* START Given information *

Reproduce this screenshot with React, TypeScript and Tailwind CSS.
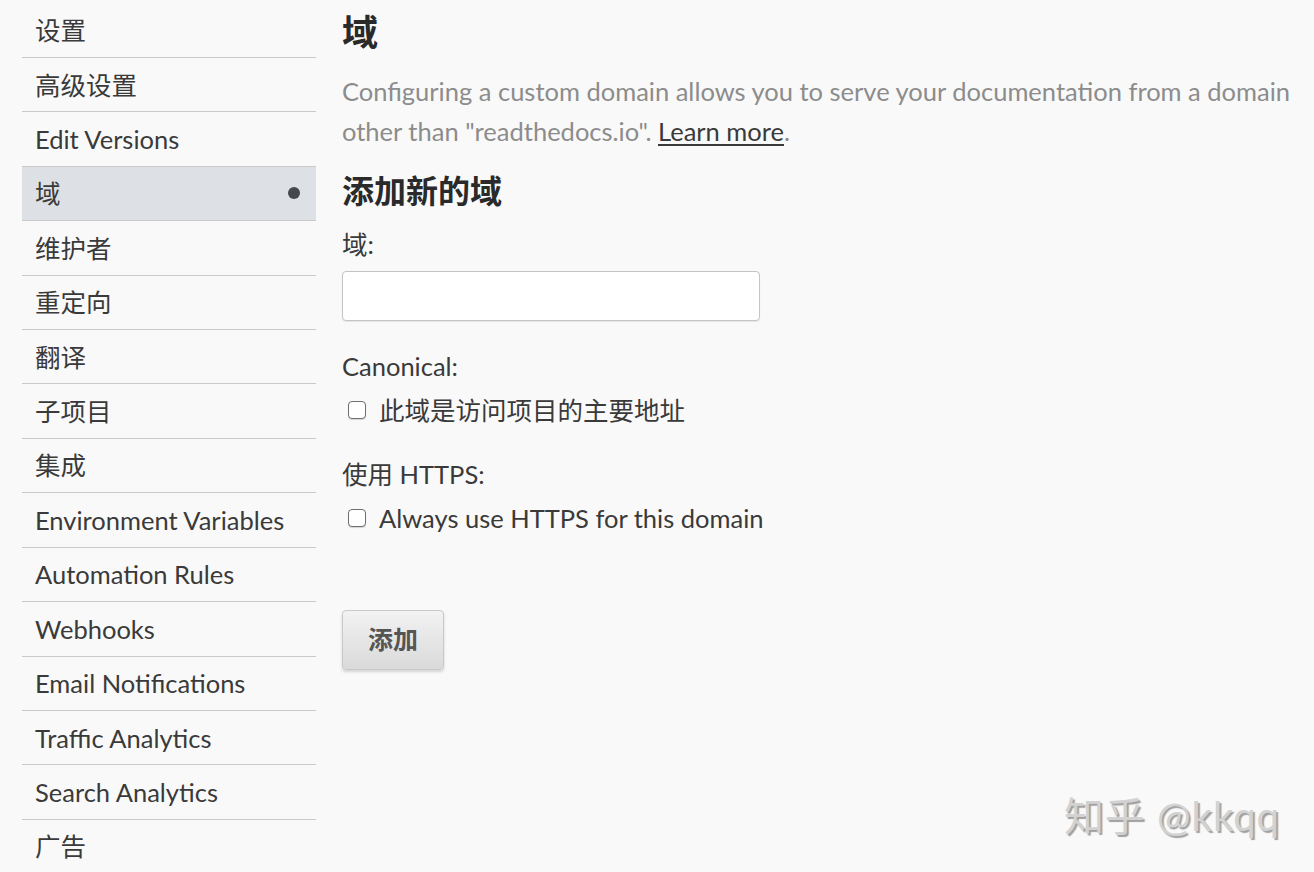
const items = [
  '设置',
  '高级设置',
  'Edit Versions',
  '域',
  '维护者',
  '重定向',
  '翻译',
  '子项目',
  '集成',
  'Environment Variables',
  'Automation Rules',
  'Webhooks',
  'Email Notifications',
  'Traffic Analytics',
  'Search Analytics',
  '广告',
]

function Checkbox() {
  return (
    <span className="mr-[13px] inline-block h-[18px] w-[18px] shrink-0 rounded-[4px] border border-[#6f6f6f] bg-white shadow-[0_1px_1px_rgba(0,0,0,0.15)]" />
  )
}

export default function App() {
  return (
    <div
      className="relative flex h-[872px] w-[1314px] overflow-hidden bg-[#f9f9f9] text-[#3a3a3a]"
      style={{ fontFamily: 'Lato, "Noto Sans CJK SC", sans-serif' }}
    >
      <ul className="ml-[22px] w-[294px] shrink-0 pt-[3.5px]">
        {items.map((it, i) => (
          <li
            key={it}
            className={
              'flex h-[54.43px] items-center justify-between border-b border-[#c9c9c9] pl-[13px] pr-[16px] text-[25.5px] ' +
              (i === 3 ? 'bg-[#dde1e6]' : '')
            }
          >
            <span>{it}</span>
            {i === 3 && <span className="h-[12px] w-[12px] rounded-full bg-[#45484c]" />}
          </li>
        ))}
      </ul>

      <main className="ml-[26px] w-[960px]">
        <h1 className="mt-[8px] text-[36px] leading-[48px] font-bold text-[#2a2a2a]">域</h1>
        <p className="mt-[15px] text-[25.5px] leading-[40px] text-[#8c8c8c]">
          Configuring a custom domain allows you to serve your documentation from a domain other than
          "readthedocs.io". <a className="text-[#3a3a3a] underline underline-offset-[3px]">Learn more</a>.
        </p>
        <h2 className="mt-[20px] text-[32px] leading-[40px] font-bold text-[#2a2a2a]">添加新的域</h2>

        <div className="mt-[17px] text-[25.5px] leading-[32px]">域:</div>
        <input className="mt-[11px] block h-[50px] w-[418px] rounded-[4px] border border-[#c4c4c4] bg-white shadow-[0_1px_1px_rgba(0,0,0,0.08)]" />

        <div className="mt-[29px] text-[25.5px] leading-[32px]">Canonical:</div>
        <label className="mt-[12px] flex items-center pl-[6px] text-[25.5px] leading-[32px]">
          <Checkbox />
          此域是访问项目的主要地址
        </label>

        <div className="mt-[32px] text-[25.5px] leading-[32px]">使用 HTTPS:</div>
        <label className="mt-[12px] flex items-center pl-[6px] text-[25.5px] leading-[32px]">
          <Checkbox />
          Always use HTTPS for this domain
        </label>

        <button className="mt-[76px] h-[60px] w-[102px] rounded-[4px] border border-[#c9c9c9] bg-gradient-to-b from-[#f2f2f2] to-[#dadada] text-[25px] font-bold text-[#555] shadow-[0_2px_3px_rgba(0,0,0,0.15)]">
          添加
        </button>
      </main>

      <div className="absolute right-[34px] bottom-[36px] text-[40px] leading-none tracking-[1px] text-[#d2d2d2] [text-shadow:2px_2px_1px_#a0a0a0]">
        知乎 @kkqq
      </div>
    </div>
  )
}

* END Given information *

#### [What you are asked to do]
Write out every line above exactly as it is, leaving out the pictures.

#### [Task response]
Reproduce this screenshot with React, TypeScript and Tailwind CSS.
const items = [
  '设置',
  '高级设置',
  'Edit Versions',
  '域',
  '维护者',
  '重定向',
  '翻译',
  '子项目',
  '集成',
  'Environment Variables',
  'Automation Rules',
  'Webhooks',
  'Email Notifications',
  'Traffic Analytics',
  'Search Analytics',
  '广告',
]

function Checkbox() {
  return (
    <span className="mr-[13px] inline-block h-[18px] w-[18px] shrink-0 rounded-[4px] border border-[#6f6f6f] bg-white shadow-[0_1px_1px_rgba(0,0,0,0.15)]" />
  )
}

export default function App() {
  return (
    <div
      className="relative flex h-[872px] w-[1314px] overflow-hidden bg-[#f9f9f9] text-[#3a3a3a]"
      style={{ fontFamily: 'Lato, "Noto Sans CJK SC", sans-serif' }}
    >
      <ul className="ml-[22px] w-[294px] shrink-0 pt-[3.5px]">
        {items.map((it, i) => (
          <li
            key={it}
            className={
              'flex h-[54.43px] items-center justify-between border-b border-[#c9c9c9] pl-[13px] pr-[16px] text-[25.5px] ' +
              (i === 3 ? 'bg-[#dde1e6]' : '')
            }
          >
            <span>{it}</span>
            {i === 3 && <span className="h-[12px] w-[12px] rounded-full bg-[#45484c]" />}
          </li>
        ))}
      </ul>

      <main className="ml-[26px] w-[960px]">
        <h1 className="mt-[8px] text-[36px] leading-[48px] font-bold text-[#2a2a2a]">域</h1>
        <p className="mt-[15px] text-[25.5px] leading-[40px] text-[#8c8c8c]">
          Configuring a custom domain allows you to serve your documentation from a domain other than
          "readthedocs.io". <a className="text-[#3a3a3a] underline underline-offset-[3px]">Learn more</a>.
        </p>
        <h2 className="mt-[20px] text-[32px] leading-[40px] font-bold text-[#2a2a2a]">添加新的域</h2>

        <div className="mt-[17px] text-[25.5px] leading-[32px]">域:</div>
        <input className="mt-[11px] block h-[50px] w-[418px] rounded-[4px] border border-[#c4c4c4] bg-white shadow-[0_1px_1px_rgba(0,0,0,0.08)]" />

        <div className="mt-[29px] text-[25.5px] leading-[32px]">Canonical:</div>
        <label className="mt-[12px] flex items-center pl-[6px] text-[25.5px] leading-[32px]">
          <Checkbox />
          此域是访问项目的主要地址
        </label>

        <div className="mt-[32px] text-[25.5px] leading-[32px]">使用 HTTPS:</div>
        <label className="mt-[12px] flex items-center pl-[6px] text-[25.5px] leading-[32px]">
          <Checkbox />
          Always use HTTPS for this domain
        </label>

        <button className="mt-[76px] h-[60px] w-[102px] rounded-[4px] border border-[#c9c9c9] bg-gradient-to-b from-[#f2f2f2] to-[#dadada] text-[25px] font-bold text-[#555] shadow-[0_2px_3px_rgba(0,0,0,0.15)]">
          添加
        </button>
      </main>

      <div className="absolute right-[34px] bottom-[36px] text-[40px] leading-none tracking-[1px] text-[#d2d2d2] [text-shadow:2px_2px_1px_#a0a0a0]">
        知乎 @kkqq
      </div>
    </div>
  )
}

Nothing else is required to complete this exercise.